Cumhurbaşkanı Erdoğan, bu gerçeği 2003-2007 yıllarında tecrübe ettiklerini belirtti.
Cumhurbaşkanını doğrudan halkın seçmesiyle yeni ve çok önemli bir gerçekle karşı karşıya olunduğuna işaret eden Erdoğan, "Bu gerçek, cumhurbaşkanlarının siyasi bir güç olarak görevlerini yürütecek olmasıdır" dedi.
‘CUMHURBAŞKANININ BİR KENARA İTİLMESİNİ BEKLEYENLER BU MİLLETİ TANIMIYOR'
Seçim sürecinde, iç ve dış politika alanlarında pek çok değerlendirme yaparak, taahhütte bulunarak göreve gelen cumhurbaşkanının, sözlerinin arkasında durması gerektiğini vurgulayan Erdoğan, "Sandıktan çıkan cumhurbaşkanının bir kenarda oturmasını bekleyen, bu milleti tanımıyor, siyaseti bilmiyor demektir. İşin aslı budur. Türkiye'nin Cumhurbaşkanı'nın seçim sistemi konusunda geriye gidişi kesinlikle söz konusu olamaz. Böyle bir duruma en başta milletimiz izin vermez" ifadesini kullandı.
‘BU SİSTEMİN YÜRÜMESİ FEVKALADE GÜÇTÜR'
Başkanlık sistemine geçilmesinin ileriye doğru atılmış bu önemli ancak yarım kalan hamleyi tamamlayacağını dile getiren Erdoğan, şunları kaydetti:
"Mevcut sistemimiz bir anormallik halidir. Hem seçilmiş başbakan hem seçilmiş cumhurbaşkanıyla bu sistemin yürümesi fevkalade güçtür. Hadi bugün biz aynı siyasi gelenekten gelen, uzun yıllar mesai arkadaşlığı yapmış Cumhurbaşkanı ve Başbakan olarak uyum içerisinde çalışıyoruz ama aynı siyasi gelenekten gelmemiş bir cumhurbaşkanıyla da ben çalıştım. Ne getirdiğini ne götürdüğünü biliyorum. Damdan düştüm, biliyorum. Aynısı yarın, cumhurbaşkanı, başbakan farklı önceliklere sahip değişik siyasi anlayışlardan olursa bu iş nasıl yürüyecek? Bunu biz rahmetli Özal'da, Demirel'de görmedik mi? Gördük. Nasıl birbirlerine saldırılar olduğunu görmedik mi? Gördük. Biz bunlardan ders çıkarmayacak mıyız? Çıkarmamız lazım. Geçmiş dönemlerde Meclis'in seçtiği cumhurbaşkanlarının dahi bu tür durumlarda hükümetlere nasıl güçlük çıkardığını milletimiz gayet iyi biliyor."

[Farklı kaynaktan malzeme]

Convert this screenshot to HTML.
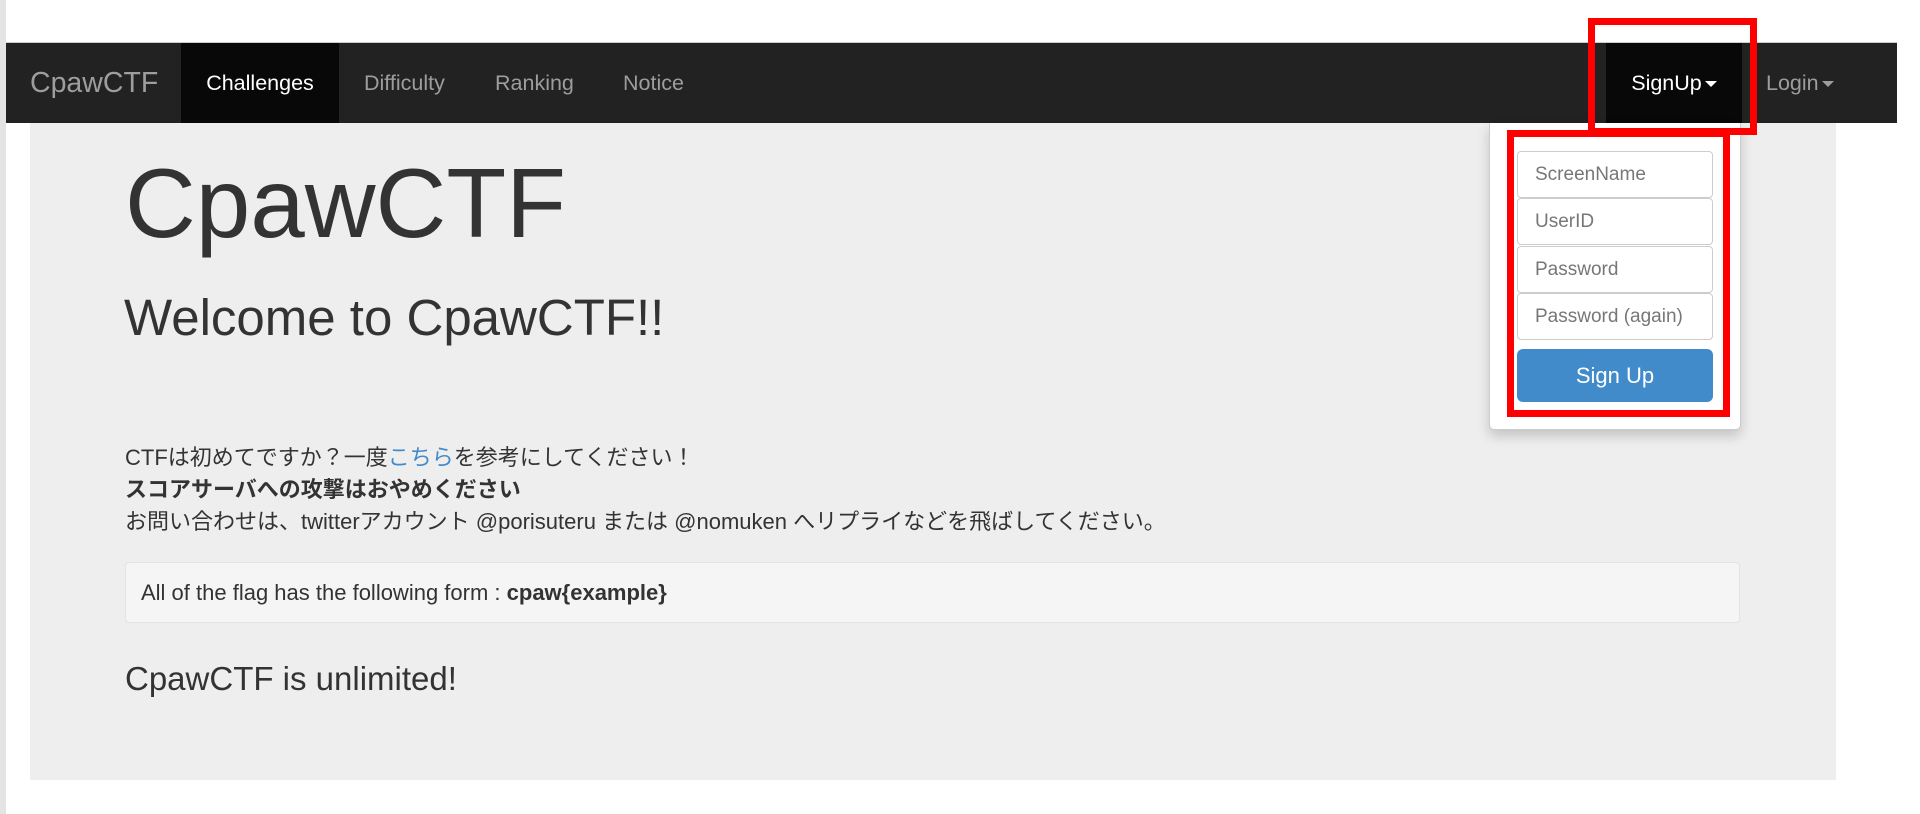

‘YARIM KALAN İŞ TAMAMLANMALI'
Sandıktan çıkan cumhurbaşkanlarının bundan sonra her konuda çok daha etkin olacağını, cesur davranacağını vurgulayan Erdoğan, yapılması gerekenin kriz halinin ortaya çıkmasını beklemeden, bugünden tedbir alarak yarım kalan işi tamamlamak, yani başkanlık sistemine geçmek olduğunu söyledi.
‘BENİM TEKLİFİM KARARIN MİLLETİMİZE BIRAKILMASI'
Yeni anayasanın bu anlayışla hazırlanmasının en doğrusu olduğunu, bu ihtiyacı tümden dışlayan yeni anayasa sürecinin sakat doğacağını aktaran Erdoğan, "Benim teklifim, kararın milletimize bırakılmasıdır. Hem parlamento bu noktada bir karar vermelidir ama parlamentonun bu kararı arkasından da millete gidilmelidir ve nihai kararı vekiller değil, asil olan millet vermelidir" dedi.